Il y a eu d’autres premiers vols. Notamment le lâcher voltige.
C’était également le lâcher sur stampe, merveilleux biplan d’origine belge.
Cette fois-là, mon instructeur m’avait prévenu une semaine à l’avance. Tu monteras m’enchainer un looping et un tonneau avant de revenir te poser m’avait-il dit. Une semaine de gamberge.
Après avoir préparé l’avion, m’être installé à bord, assis sur le parachute de secours, serré le harnais puis la ceinture de sécurité comme une brute, j’ai l’impression de ne plus pouvoir ni bouger, ni respirer.
Roulage en zig-zag. Sur ces machines, la visibilité vers l’avant au sol est nulle et il faut bien se débrouiller pour avancer en sécurité.
Une fois les vérifications traditionnelles effectuées, alignement et mise en puissance progressive d’une main moîte. Déjà une grosse différence, seul à bord je n’ai pas de casque pour l’interphone, et c’est fou ce que le bruit du moteur est différent.
Mais pas le temps de rêver, la prise d’altitude est rapide. Une belle route bien droite passe en bout de piste et fait un axe de travail parfait. Arrivé à l’altitude de travail, vérification du harnais, plutôt trois fois qu’une, sécurité assurée et c’est parti pour un léger piqué de prise de vitesse. Là, je tire un peu sur le manche pour revenir à l’assiette de palier, et une seconde d’hésitation, deux, et la vitesse a diminué, je suis trop bas pour refaire un piqué. Une seule solution, refaire une prise d’altitude et un retour sur axe. Cette fois pas d’hésitation, il faut y aller. A la bonne vitesse je tire en douceur mais fermement sur le manche, aussitôt je suis tassé sur le siège par la force centrifuge : le poids du corps multiplié par trois ou quatre, les bras sont lourds, les joues sont tirées vers le bas.

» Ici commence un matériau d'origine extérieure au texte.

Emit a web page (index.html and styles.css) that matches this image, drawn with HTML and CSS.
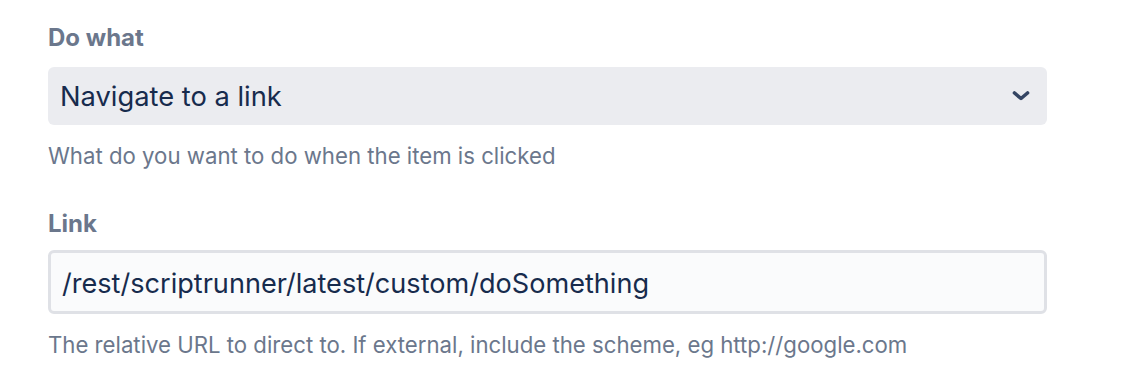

Je mets pleins gaz progressivement et déjà en basculant la tête vers l’arrière je peux voir l’horizon arriver. En haut de la boucle je rends doucement la main pour arrondir la trajectoire, me retrouvant presque en état d’apesanteur et replonge vers le sol. Dame centrifuge reprend instantanément son étreinte, légère réduction des gaz, par de surrégime ni de survitesse et me voilà revenu à ma position de départ.
Là, j’ai poussé un cri du fond des tripes. Heureusement j’étais seul dans l’avion.
Mais la séance n’était pas finie. Il restait le tonneau. Le tonneau est une figure au cours de laquelle on ne prend pas de grandes accélérations, mais qui fait travailler la coordination de toutes les commandes.
Retour sur l’axe après une petite reprise d’altitude, léger piqué, cabrer doucement, incliner à gauche en mettant progressivement du pied à droite, je suis déjà sur la tranche, commencer à pousser sur le manche. Sur le dos l’avion vole plus cabré que sur le ventre. Je suis en vol dos, les fesses légèrement décollées du siège, et pour cause j’ai bien serré le harnais mais en commençant par les épaules au lieu de commencer par le bassin. Je reste quelques secondes dans cette position pour prendre confiance. Sur ce biplan, il suffit de garder l’aile supérieure sur l’horizon pour être en palier, ça permet de se concentrer sur la confiance à acquérir : même en l’absence du moniteur, l’avion vole, et bien que le harnais ne soit pas bien réglé il me maintient sur le siège. Le sang monte un peu à la tête, mais la sensation d’avoir vaincu l’appréhension fait oublier ce petit désagrément. Retour ventre : manche de nouveau à gauche, pied aussi, repassage par la tranche et c’est fini. Encore un petit cri pour évacuer la tension et exprimer la satisfaction d’avoir franchi un stade. Petit retour en arrière, je me revois quelques semaines plus tôt, le jour où mon moniteur m’a montré un tonneau pour la première fois, en arrivant sur le dos j’ai laché les commandes pour me tenir à mon siège.
Nouvelle prise d’altitude pour enchainer cette fois la boucle et le tonneau, ça tourne tout seul.
Il ne me reste plus qu’à revenir me poser. Approche finale, arrondi et comme sur cet avion je ne vois rien devant je dois être un peu trop haut, l’avion touche un peu fort et ça fait un rebond, puis un deuxième, et comme un jour quelqu’un a écrit l’adage « jamais deux sans trois », j’en ajoute un troisème, atténué par un petit coup de gaz pour enfin reprendre contact avec le sol en douceur.
Dans quelques minutes, lorsque je descendrai du stampe, je le regarderai différemment : il m’a emmené là-haut, et permis de faire mes premières figures. Alors je ne lui en veux pas de m’avoir montré mes erreurs.